New DGCA circular mandates sensitive handling of disabled passengers, apart from operation of free buggies and small trolleys. Changes will come into effect from July 1, says AAI

Come July, Chennai airport will take extra care of disabled persons, senior citizens and pregnant women.

This is thanks to a circular issued by the Directorate General of Civil Aviation (DGCA), New Delhi, which mandates operation of free buggies to transport people from one level to the other, provision of small trolleys beyond security check to carry the hand baggage up to the boarding gate, displaying details of nodal officers to register complaints about airlines.

According to Airports Authority of India (AAI) in Chennai, the circular issued by DGCA on May 26 comes in to effect from July 1, this year.

A senior AAI official said work has begun to implement the various instructions given in the circular. To begin with, two buggies each in the domestic and international terminals will be provided for transporting passengers from the ground level to the mezzanine floor, and vice versa.

Providing small trolleys will only take a couple of months, said the official. The AAI headquarters in New Delhi has to distribute them.

However, another official said the headquarters has advised the airport directors concerned to make arrangements for procuring the trolleys locally. Already, AAI has called for a meeting with airlines on Monday to discuss the DGCA circular, said the official.

When contacted, A. Ranganathan, former pilot and aviation expert, said some of the instructions in the circular are only on paper.

The DGCA has enforcement civil aviation requirements but they have never taken action against any airline or airport operator for non-compliance. They will not be able to take action against AAI as it is an independent organisation and they are not answerable to DGCA, he said. 

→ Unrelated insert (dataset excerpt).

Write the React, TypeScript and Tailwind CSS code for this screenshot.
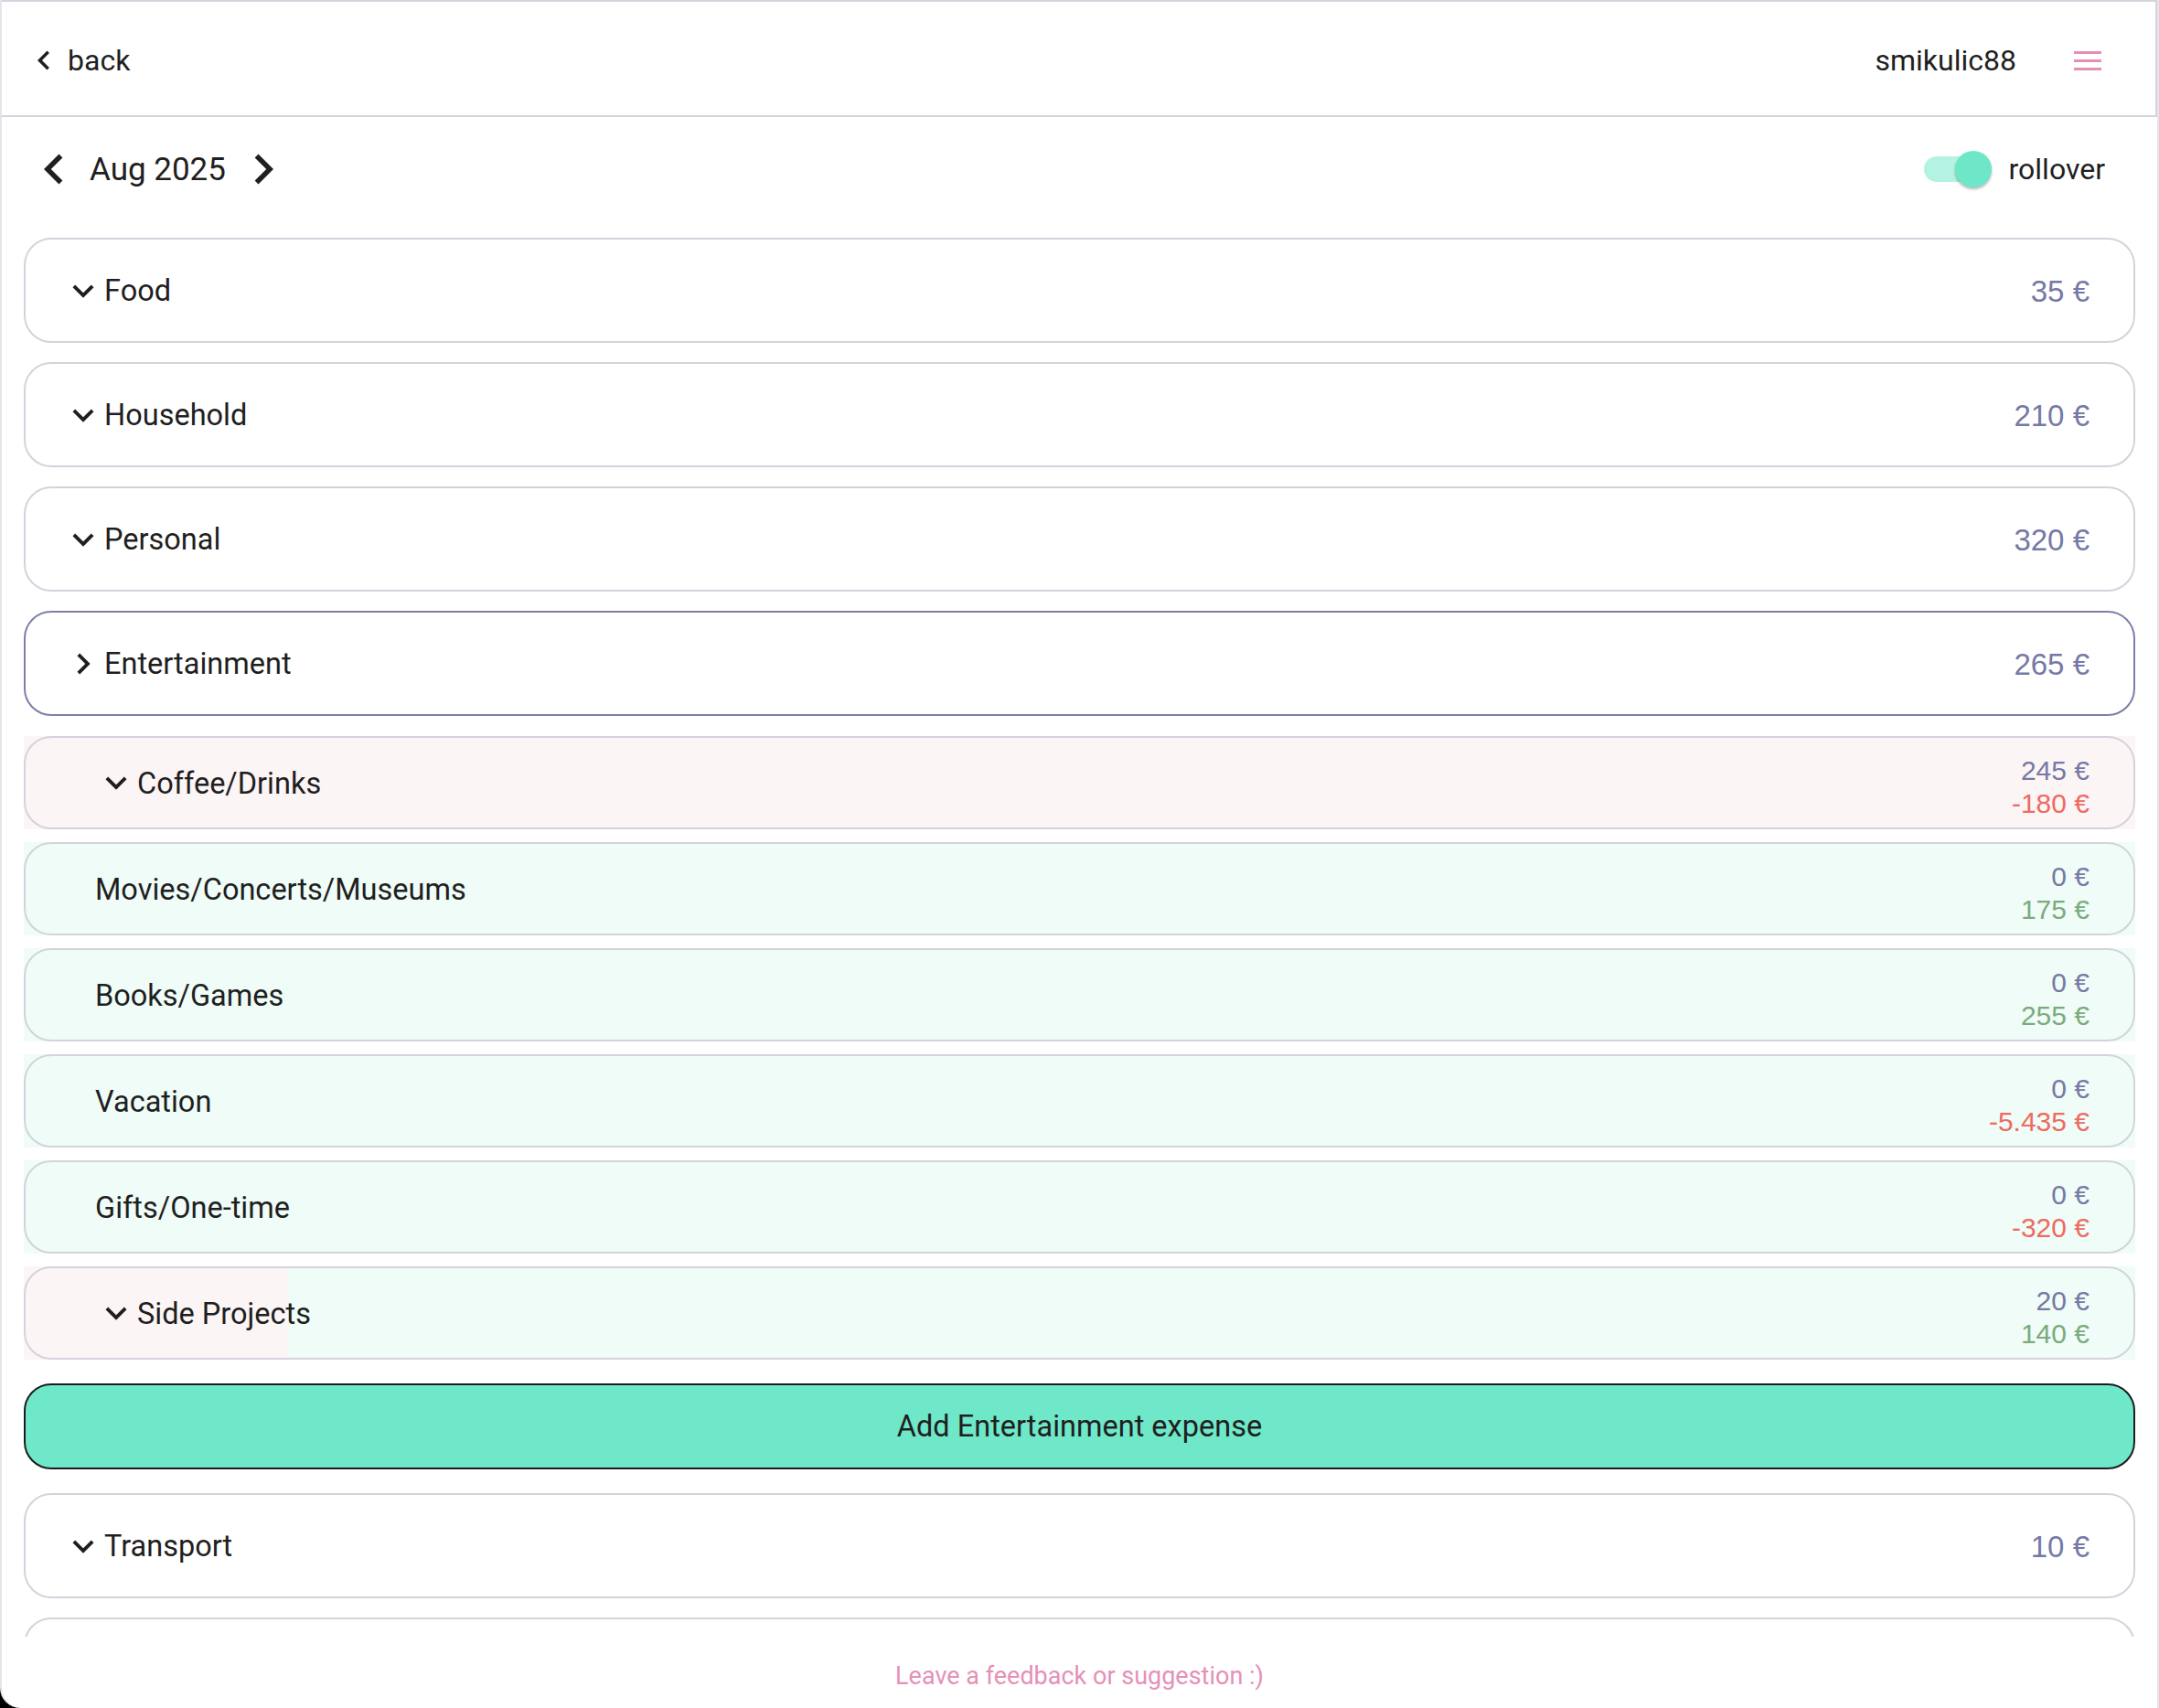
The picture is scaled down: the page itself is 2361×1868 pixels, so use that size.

DGCA lacks manpower to even conduct safety audits, said Mr. Ranganathan.

D. Sudhakara Reddy of Air Passengers Association of India (APAI) said a similar circular had been issued by DGCA, three years ago.

On several occasions, passengers have complained to APAI that airline operators do not acknowledge the receipt of complaints.

One of the long-pending demands of APAI is the appointment of an ombudsman for the civil aviation authority, but it has been put in cold storage, added Mr. Reddy.

Javed Abidi of Disability Rights Group said, “DGCA has made noise in the past too with these circulars. The problem here is that there is no implementation of these guidelines or accountability to the passengers.”

One of the biggest problems is dealing with airport or airline staff as they are rude or indifferent to passengers. “A section of the staff behaves harshly as they lack the training to handle the differently abled,” said Mr. Abidi.

Recalling a harrowing experience at an airport, Ummul Khair, who has cerebral palsy, said one of her differently-abled friends was made to undress for security check. That is how the differently-abled are treated, she said.

Hopefully, this DGCA circular will change all that.